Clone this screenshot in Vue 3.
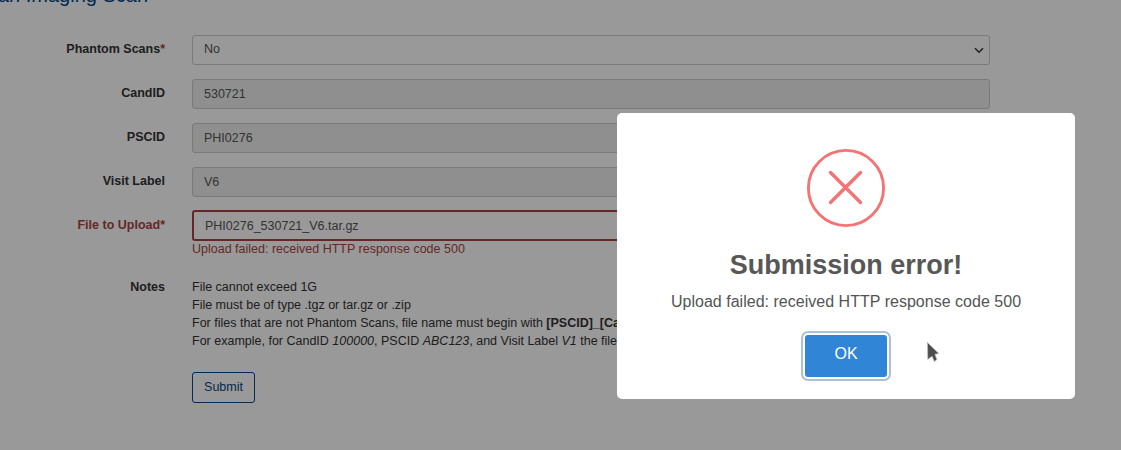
<script setup>
const rows = [
  { label: 'CandID', value: '530721' },
  { label: 'PSCID', value: 'PHI0276' },
  { label: 'Visit Label', value: 'V6' },
]
</script>

<template>
  <div class="page">
    <h3 class="title">Upload an Imaging Scan</h3>
    <form class="form" @submit.prevent>
      <div class="row">
        <label class="lbl">Phantom Scans<span class="req">*</span></label>
        <div class="field">
          <div class="control select">
            <span>No</span>
            <svg class="chev" width="10" height="7" viewBox="0 0 10 7"><path d="M1 1.2 5 5.2 9 1.2" fill="none" stroke="#3a3a3a" stroke-width="1.6"/></svg>
          </div>
        </div>
      </div>
      <div v-for="r in rows" :key="r.label" class="row">
        <label class="lbl">{{ r.label }}</label>
        <div class="field"><div class="control disabled">{{ r.value }}</div></div>
      </div>
      <div class="row err">
        <label class="lbl errlbl">File to Upload<span>*</span></label>
        <div class="field">
          <div class="control file">PHI0276_530721_V6.tar.gz</div>
          <div class="help">Upload failed: received HTTP response code 500</div>
        </div>
      </div>
      <div class="row notes">
        <label class="lbl">Notes</label>
        <div class="field notetext">
          <div>File cannot exceed 1G</div>
          <div>File must be of type .tgz or tar.gz or .zip</div>
          <div>For files that are not Phantom Scans, file name must begin with <b>[PSCID]_[CandID]_[Visit Label]</b></div>
          <div>For example, for CandID <i>100000</i>, PSCID <i>ABC123</i>, and Visit Label <i>V1</i> the file name should begin with: <b>ABC123_100000_V1</b></div>
        </div>
      </div>
      <div class="row submitrow">
        <div class="lbl"></div>
        <div class="field"><button type="button" class="submit">Submit</button></div>
      </div>
    </form>

    <div class="overlay"></div>
    <div class="modal">
      <svg class="icon" width="80" height="80" viewBox="0 0 80 80">
        <circle cx="40" cy="40" r="37.6" fill="#fff" stroke="#f27474" stroke-width="2.9"/>
        <path d="M24.5 24.5 54.5 54.5M54.5 24.5 24.5 54.5" fill="none" stroke="#f27474" stroke-width="3.4" stroke-linecap="round"/>
      </svg>
      <h2 class="mtitle">Submission error!</h2>
      <p class="mtext">Upload failed: received HTTP response code 500</p>
      <button type="button" class="ok">OK</button>
    </div>
    <svg class="cursor" width="16" height="24" viewBox="0 0 16 24">
      <path d="M1.4 1.4 12.8 12.6 8.9 13.2 10.9 18.6 8.4 20.6 6 15.2 1.8 18.4Z" fill="#4d4d4d" stroke="#bdbdbd" stroke-width=".7" stroke-linejoin="round"/>
    </svg>
  </div>
</template>

<style scoped>
.page {
  position: relative;
  width: 1121px;
  height: 450px;
  overflow: hidden;
  background: #fff;
  font-family: "Liberation Sans", Arial, sans-serif;
  font-size: 12.5px;
  color: #333;
}
.title {
  margin: -17px 0 0 -71px;
  height: 31px;
  font-size: 20px;
  line-height: 24px;
  font-weight: 400;
  color: #064785;
  white-space: nowrap;
}
.form {
  display: flex;
  flex-direction: column;
  padding-top: 21px;
}
.row {
  display: flex;
  margin-bottom: 14px;
}
.lbl {
  width: 165px;
  flex: none;
  text-align: right;
  font-weight: 700;
  line-height: 18px;
  padding-top: 5px;
  box-sizing: border-box;
}
.req { color: #a94442; }
.field {
  margin-left: 27px;
  width: 798px;
  flex: none;
}
.control {
  box-sizing: border-box;
  height: 30px;
  border: 1px solid #ccc;
  border-radius: 3px;
  padding: 0 11px;
  line-height: 28px;
  color: #555;
  background: #fff;
}
.select {
  display: flex;
  align-items: center;
  justify-content: space-between;
  padding-right: 5px;
  padding-bottom: 2px;
}
.chev { margin-top: 2px; }
.disabled { background: #eee; }
.err {
  margin-top: -1px;
  margin-bottom: 0;
}
.errlbl {
  color: #a94442;
  padding-top: 6px;
}
.file {
  border: 2px solid #a94442;
  height: 31px;
  line-height: 29px;
  color: #555;
}
.help {
  color: #a94442;
  line-height: 16px;
}
.notes {
  margin-top: 21px;
  margin-bottom: 22px;
}
.notes .lbl { padding-top: 0; }
.notetext {
  line-height: 18px;
  white-space: nowrap;
  color: #333;
}
.submit {
  width: 63px;
  height: 31px;
  padding: 0 0 2px;
  font: inherit;
  color: #064785;
  background: transparent;
  border: 1px solid #064785;
  border-radius: 3px;
}
.overlay {
  position: absolute;
  inset: 0;
  background: rgba(0, 0, 0, 0.4);
}
.modal {
  position: absolute;
  left: 617px;
  top: 113px;
  width: 458px;
  height: 286px;
  box-sizing: border-box;
  background: #fff;
  border-radius: 5px;
  display: flex;
  flex-direction: column;
  align-items: center;
  padding-top: 35px;
}
.icon { flex: none; display: block; }
.mtitle {
  margin: 19px 0 0;
  font-size: 27px;
  line-height: 36px;
  font-weight: 700;
  color: #575757;
}
.mtext {
  margin: 9px 0 0;
  font-size: 16px;
  line-height: 20px;
  letter-spacing: 0.02px;
  color: #545454;
}
.ok {
  box-sizing: border-box;
  margin-top: 23px;
  width: 82px;
  height: 42px;
  padding: 0 0 4px;
  border: 0;
  border-radius: 3px;
  background: #3085d6;
  color: #fff;
  font: 16px "Liberation Sans", Arial, sans-serif;
  box-shadow: 0 0 0 2px #fff, 0 0 0 4px rgba(50, 100, 150, 0.4);
}
.cursor {
  position: absolute;
  left: 926px;
  top: 341px;
}
</style>
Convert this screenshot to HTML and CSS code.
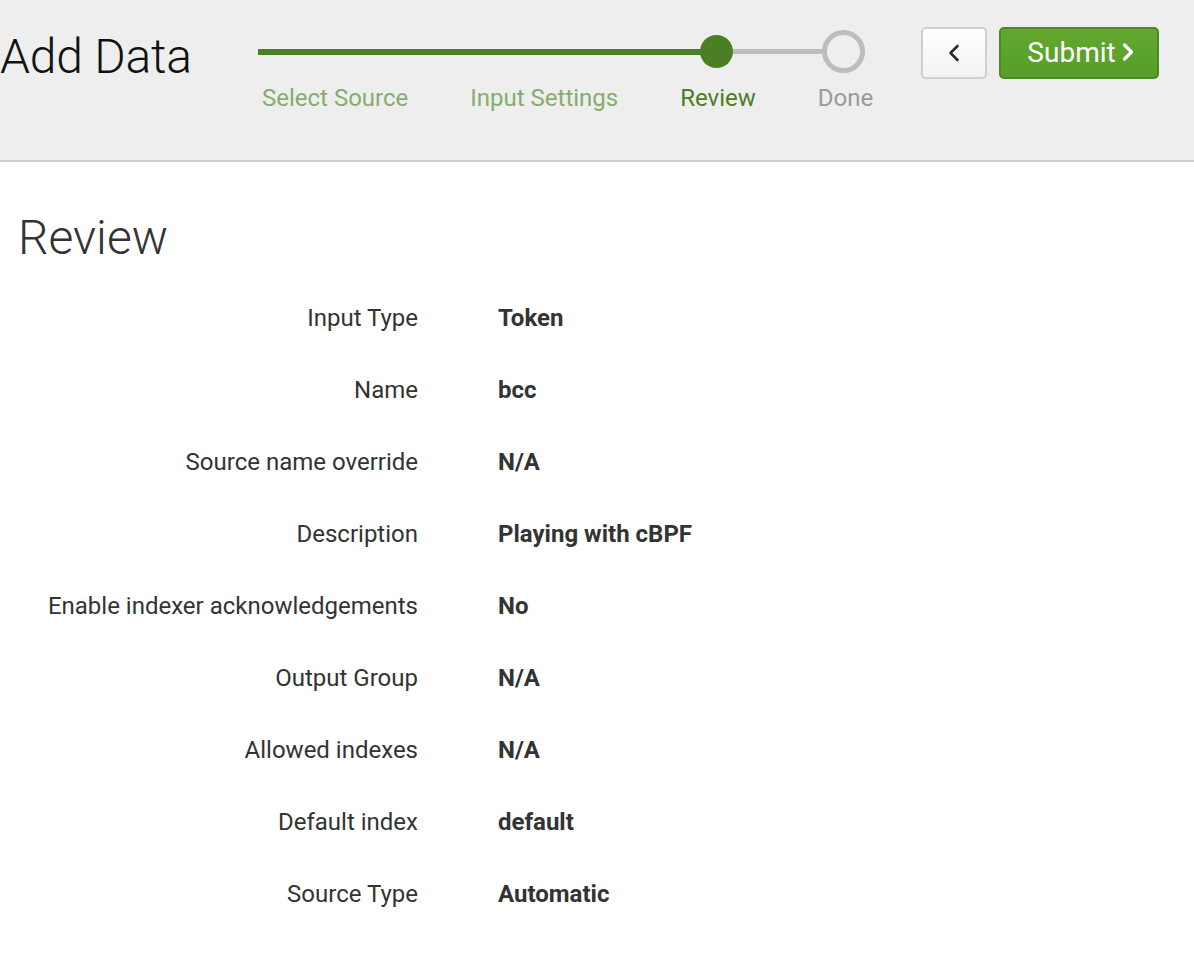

> **What this task involves**
Pictures are excluded; repeat every record exactly.

> **Complete output**
Clone this screenshot in Vue 3.
<script setup>
const rows = [
  { label: 'CandID', value: '530721' },
  { label: 'PSCID', value: 'PHI0276' },
  { label: 'Visit Label', value: 'V6' },
]
</script>

<template>
  <div class="page">
    <h3 class="title">Upload an Imaging Scan</h3>
    <form class="form" @submit.prevent>
      <div class="row">
        <label class="lbl">Phantom Scans<span class="req">*</span></label>
        <div class="field">
          <div class="control select">
            <span>No</span>
            <svg class="chev" width="10" height="7" viewBox="0 0 10 7"><path d="M1 1.2 5 5.2 9 1.2" fill="none" stroke="#3a3a3a" stroke-width="1.6"/></svg>
          </div>
        </div>
      </div>
      <div v-for="r in rows" :key="r.label" class="row">
        <label class="lbl">{{ r.label }}</label>
        <div class="field"><div class="control disabled">{{ r.value }}</div></div>
      </div>
      <div class="row err">
        <label class="lbl errlbl">File to Upload<span>*</span></label>
        <div class="field">
          <div class="control file">PHI0276_530721_V6.tar.gz</div>
          <div class="help">Upload failed: received HTTP response code 500</div>
        </div>
      </div>
      <div class="row notes">
        <label class="lbl">Notes</label>
        <div class="field notetext">
          <div>File cannot exceed 1G</div>
          <div>File must be of type .tgz or tar.gz or .zip</div>
          <div>For files that are not Phantom Scans, file name must begin with <b>[PSCID]_[CandID]_[Visit Label]</b></div>
          <div>For example, for CandID <i>100000</i>, PSCID <i>ABC123</i>, and Visit Label <i>V1</i> the file name should begin with: <b>ABC123_100000_V1</b></div>
        </div>
      </div>
      <div class="row submitrow">
        <div class="lbl"></div>
        <div class="field"><button type="button" class="submit">Submit</button></div>
      </div>
    </form>

    <div class="overlay"></div>
    <div class="modal">
      <svg class="icon" width="80" height="80" viewBox="0 0 80 80">
        <circle cx="40" cy="40" r="37.6" fill="#fff" stroke="#f27474" stroke-width="2.9"/>
        <path d="M24.5 24.5 54.5 54.5M54.5 24.5 24.5 54.5" fill="none" stroke="#f27474" stroke-width="3.4" stroke-linecap="round"/>
      </svg>
      <h2 class="mtitle">Submission error!</h2>
      <p class="mtext">Upload failed: received HTTP response code 500</p>
      <button type="button" class="ok">OK</button>
    </div>
    <svg class="cursor" width="16" height="24" viewBox="0 0 16 24">
      <path d="M1.4 1.4 12.8 12.6 8.9 13.2 10.9 18.6 8.4 20.6 6 15.2 1.8 18.4Z" fill="#4d4d4d" stroke="#bdbdbd" stroke-width=".7" stroke-linejoin="round"/>
    </svg>
  </div>
</template>

<style scoped>
.page {
  position: relative;
  width: 1121px;
  height: 450px;
  overflow: hidden;
  background: #fff;
  font-family: "Liberation Sans", Arial, sans-serif;
  font-size: 12.5px;
  color: #333;
}
.title {
  margin: -17px 0 0 -71px;
  height: 31px;
  font-size: 20px;
  line-height: 24px;
  font-weight: 400;
  color: #064785;
  white-space: nowrap;
}
.form {
  display: flex;
  flex-direction: column;
  padding-top: 21px;
}
.row {
  display: flex;
  margin-bottom: 14px;
}
.lbl {
  width: 165px;
  flex: none;
  text-align: right;
  font-weight: 700;
  line-height: 18px;
  padding-top: 5px;
  box-sizing: border-box;
}
.req { color: #a94442; }
.field {
  margin-left: 27px;
  width: 798px;
  flex: none;
}
.control {
  box-sizing: border-box;
  height: 30px;
  border: 1px solid #ccc;
  border-radius: 3px;
  padding: 0 11px;
  line-height: 28px;
  color: #555;
  background: #fff;
}
.select {
  display: flex;
  align-items: center;
  justify-content: space-between;
  padding-right: 5px;
  padding-bottom: 2px;
}
.chev { margin-top: 2px; }
.disabled { background: #eee; }
.err {
  margin-top: -1px;
  margin-bottom: 0;
}
.errlbl {
  color: #a94442;
  padding-top: 6px;
}
.file {
  border: 2px solid #a94442;
  height: 31px;
  line-height: 29px;
  color: #555;
}
.help {
  color: #a94442;
  line-height: 16px;
}
.notes {
  margin-top: 21px;
  margin-bottom: 22px;
}
.notes .lbl { padding-top: 0; }
.notetext {
  line-height: 18px;
  white-space: nowrap;
  color: #333;
}
.submit {
  width: 63px;
  height: 31px;
  padding: 0 0 2px;
  font: inherit;
  color: #064785;
  background: transparent;
  border: 1px solid #064785;
  border-radius: 3px;
}
.overlay {
  position: absolute;
  inset: 0;
  background: rgba(0, 0, 0, 0.4);
}
.modal {
  position: absolute;
  left: 617px;
  top: 113px;
  width: 458px;
  height: 286px;
  box-sizing: border-box;
  background: #fff;
  border-radius: 5px;
  display: flex;
  flex-direction: column;
  align-items: center;
  padding-top: 35px;
}
.icon { flex: none; display: block; }
.mtitle {
  margin: 19px 0 0;
  font-size: 27px;
  line-height: 36px;
  font-weight: 700;
  color: #575757;
}
.mtext {
  margin: 9px 0 0;
  font-size: 16px;
  line-height: 20px;
  letter-spacing: 0.02px;
  color: #545454;
}
.ok {
  box-sizing: border-box;
  margin-top: 23px;
  width: 82px;
  height: 42px;
  padding: 0 0 4px;
  border: 0;
  border-radius: 3px;
  background: #3085d6;
  color: #fff;
  font: 16px "Liberation Sans", Arial, sans-serif;
  box-shadow: 0 0 0 2px #fff, 0 0 0 4px rgba(50, 100, 150, 0.4);
}
.cursor {
  position: absolute;
  left: 926px;
  top: 341px;
}
</style>
Convert this screenshot to HTML and CSS code.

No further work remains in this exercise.